新派の大御所女優、波乃久里子さんの登場。中村勘三郎の娘、中村勘九郎の姉である。お母様の形見であるという絣(かすり)の着物に父親の勘三郎の形見の腕時計をしてスタジオに登場した。アドリブなんて自信が無いと言うことで、以前からスジナシを意識し自分も出る!と言い続けている中村勘九郎と前日にスジナシの稽古をして来たそうだ。「本番お願いします!」の声でスタジオに入る。設定は「台所」。「私が外からやって来るということにしたいんですが・・。」という波乃の希望を取り入れて鶴瓶が板付きでスタートする。鶴瓶がテーブルに顔を伏せて眠っているところに勝手口から怒った様子で波乃が入って来る。鶴瓶が顔を上げてビックリ!なんと波乃の姿は、絣(カスリ)の着物ではなくTシャツなのだ。スタート直前の早変わりをやってのけたのである。鶴瓶は波乃が着物であると思いこんでいたし、まさかその着物姿が一瞬のうちにTシャツになるとは思ってもみなかっただけに一瞬空白状態に・・。
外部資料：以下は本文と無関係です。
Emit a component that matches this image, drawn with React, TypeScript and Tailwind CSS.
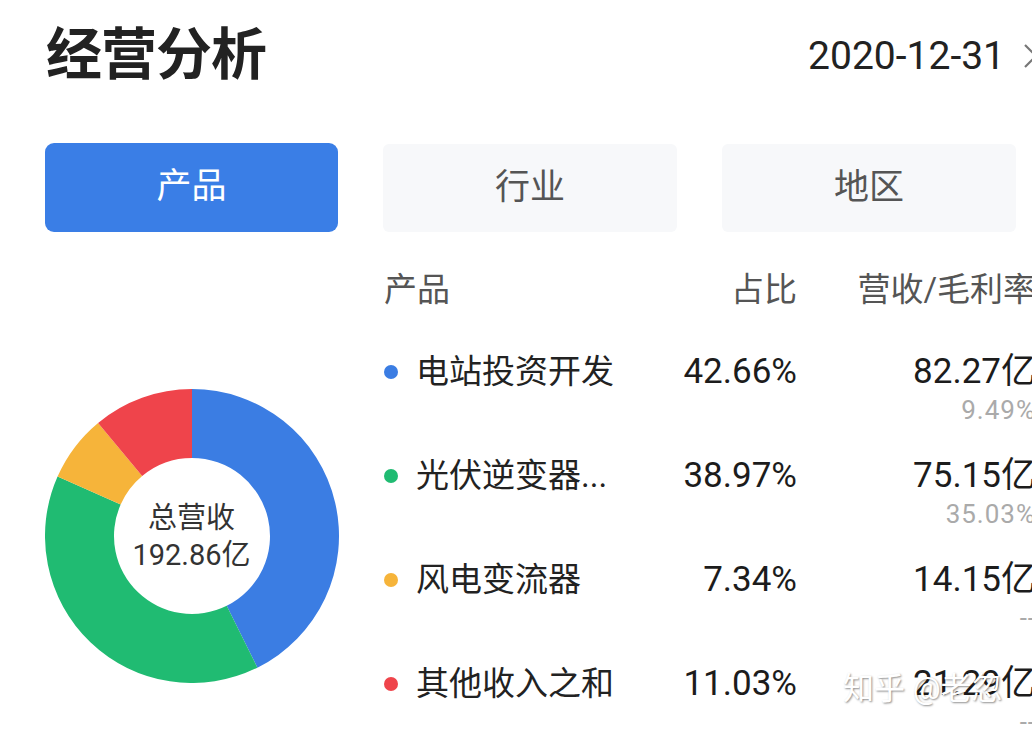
import React from "react";

type Row = {
  name: string;
  color: string;
  share: string;
  revenue: string;
  margin: string;
  value: number;
};

const rows: Row[] = [
  { name: "电站投资开发", color: "#3b7de3", share: "42.66%", revenue: "82.27亿", margin: "9.49%", value: 42.66 },
  { name: "光伏逆变器...", color: "#20bb72", share: "38.97%", revenue: "75.15亿", margin: "35.03%", value: 38.97 },
  { name: "风电变流器", color: "#f6b43a", share: "7.34%", revenue: "14.15亿", margin: "--", value: 7.34 },
  { name: "其他收入之和", color: "#ef444b", share: "11.03%", revenue: "21.29亿", margin: "--", value: 11.03 },
];

const tabs = ["产品", "行业", "地区"];

const font = { fontFamily: "Roboto, 'Noto Sans CJK SC', sans-serif" };

function sector(cx: number, cy: number, r0: number, r1: number, a0: number, a1: number) {
  const p = (r: number, a: number) => [cx + r * Math.cos(a), cy + r * Math.sin(a)];
  const large = a1 - a0 > Math.PI ? 1 : 0;
  const [x0, y0] = p(r1, a0);
  const [x1, y1] = p(r1, a1);
  const [x2, y2] = p(r0, a1);
  const [x3, y3] = p(r0, a0);
  return `M${x0} ${y0} A${r1} ${r1} 0 ${large} 1 ${x1} ${y1} L${x2} ${y2} A${r0} ${r0} 0 ${large} 0 ${x3} ${y3} Z`;
}

const Donut = () => {
  const total = rows.reduce((s, r) => s + r.value, 0);
  let angle = -Math.PI / 2;
  return (
    <div className="relative w-[294px] h-[294px]">
      <svg width="294" height="294" viewBox="0 0 294 294">
        {rows.map((r) => {
          const a0 = angle;
          const a1 = angle + (r.value / total) * Math.PI * 2;
          angle = a1;
          return <path key={r.name} d={sector(147, 147, 78, 147, a0, a1)} fill={r.color} />;
        })}
      </svg>
      <div className="absolute inset-0 flex flex-col items-center justify-center text-[#333] text-[29px] leading-[37px] pt-[2px]">
        <span>总营收</span>
        <span>192.86亿</span>
      </div>
    </div>
  );
};

export default function App() {
  return (
    <div className="w-[1032px] h-[736px] overflow-hidden bg-white relative" style={font}>
      <div className="w-[1040px]">
        <div className="flex justify-between pl-[46px] pt-[26px] h-[110px] items-start">
          <h1 className="text-[56px] leading-[58px] font-bold text-[#222] tracking-[-1px]">经营分析</h1>
          <div className="flex items-center gap-[18px] pt-[6px]">
            <span className="text-[39px] leading-[48px] text-[#222]">2020-12-31</span>
            <svg width="16" height="28" viewBox="0 0 16 28" className="mr-[1px]">
              <path d="M2 3 L13 14 L2 25" fill="none" stroke="#777" strokeWidth="2.2" />
            </svg>
          </div>
        </div>

        <div className="flex gap-[45px] pl-[45px] pt-[33px]">
          {tabs.map((t, i) => (
            <div
              key={t}
              className={
                i === 0
                  ? "w-[293px] h-[89px] rounded-[9px] bg-[#3a7ee6] text-white flex items-center justify-center text-[35px]"
                  : "w-[294px] h-[88px] mt-[1px] rounded-[6px] bg-[#f7f8fa] text-[#555] flex items-center justify-center text-[35px]"
              }
            >
              {t}
            </div>
          ))}
        </div>

        <div className="flex pl-[45px]">
          <div className="w-[293px] flex justify-center pt-[157px]">
            <Donut />
          </div>

          <div className="ml-[46px] pt-[38px] w-[652px]">
            <div className="flex h-[40px] items-center text-[33px] text-[#555]">
              <div className="w-[260px]">产品</div>
              <div className="w-[153px] text-right">占比</div>
              <div className="w-[239px] text-right whitespace-nowrap">营收/毛利率</div>
            </div>

            <div className="pt-[42px]">
              {rows.map((r) => (
                <div key={r.name} className="h-[104px]">
                  <div className="flex h-[40px] items-center">
                    <div className="w-[260px] flex items-center">
                      <span className="w-[14px] h-[14px] rounded-full" style={{ backgroundColor: r.color }} />
                      <span className="ml-[18px] text-[33px] text-[#222]">{r.name}</span>
                    </div>
                    <div className="w-[153px] text-right text-[35px] text-[#1c1c1c]">{r.share}</div>
                    <div className="w-[239px] text-right text-[35px] text-[#1c1c1c]">{r.revenue}</div>
                  </div>
                  <div className="mt-[4px] h-[28px] text-right text-[26px] leading-[28px] text-[#aaa] tracking-[1px]">
                    {r.margin}
                  </div>
                </div>
              ))}
            </div>
          </div>
        </div>
      </div>

      <div className="absolute left-[843px] top-[666px] text-[31px] text-white [text-shadow:1px_1px_2px_rgba(0,0,0,0.45)]">
        知乎 @老忽
      </div>
    </div>
  );
}
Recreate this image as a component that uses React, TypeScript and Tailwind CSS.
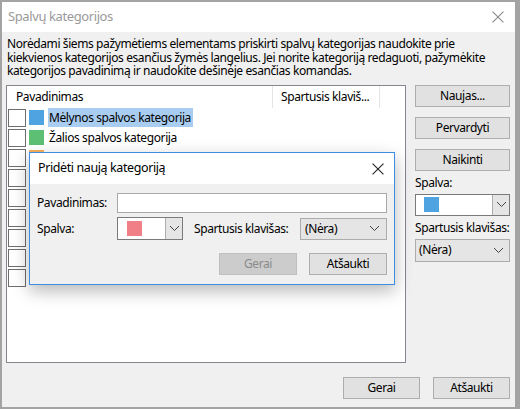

その後の展開は、話がうまく噛み合わない。と言うのも波乃は、鶴瓶の台詞や流れを全て否定し自分が描いたレールから外れないようにするのである。何はともあれスジナシには珍しい流れである。波乃は、夫である鶴瓶との結婚記念日で教会で待ち合わせをしていたのだが鶴瓶が来なかったことを怒っている。一方の鶴瓶は待ち合わせ場所はお前の実家だったと言い張る。しかし波乃は断固として受け入れないばかりか「何言ってるの?私にはもう実家なんて無いのよ。」と相手の台詞に合わせる素振りも無い。それまでしていた化粧を落としながら鶴瓶を攻める。そればかりか鶴瓶に美顔パックや化粧をさせて欲しいと言う。凄まじい波乃の勢いを牽制するために鶴瓶は相手を黙らせる作戦を立て、「おまえは実は癌なんだ・・」と衝撃の告知をするのだが波乃は、「あ、そうなの?」と軽く受け流す。「そりゃ人間なんていつかは、死ぬものだわよ。」と効果ゼロである。結局は、相手のペースに従わざるを得ない鶴瓶であった。鶴瓶曰く、「中村家はこんなすごい人たちの集まりなんです。」と個人的なつきあいの中でのエピソードを交えながらトークをする。これまでにイメージしていた新派の女優、波乃久里子には微塵も感じられなかった100%純粋の「人間、波乃久里子」が満喫できるスジナシである。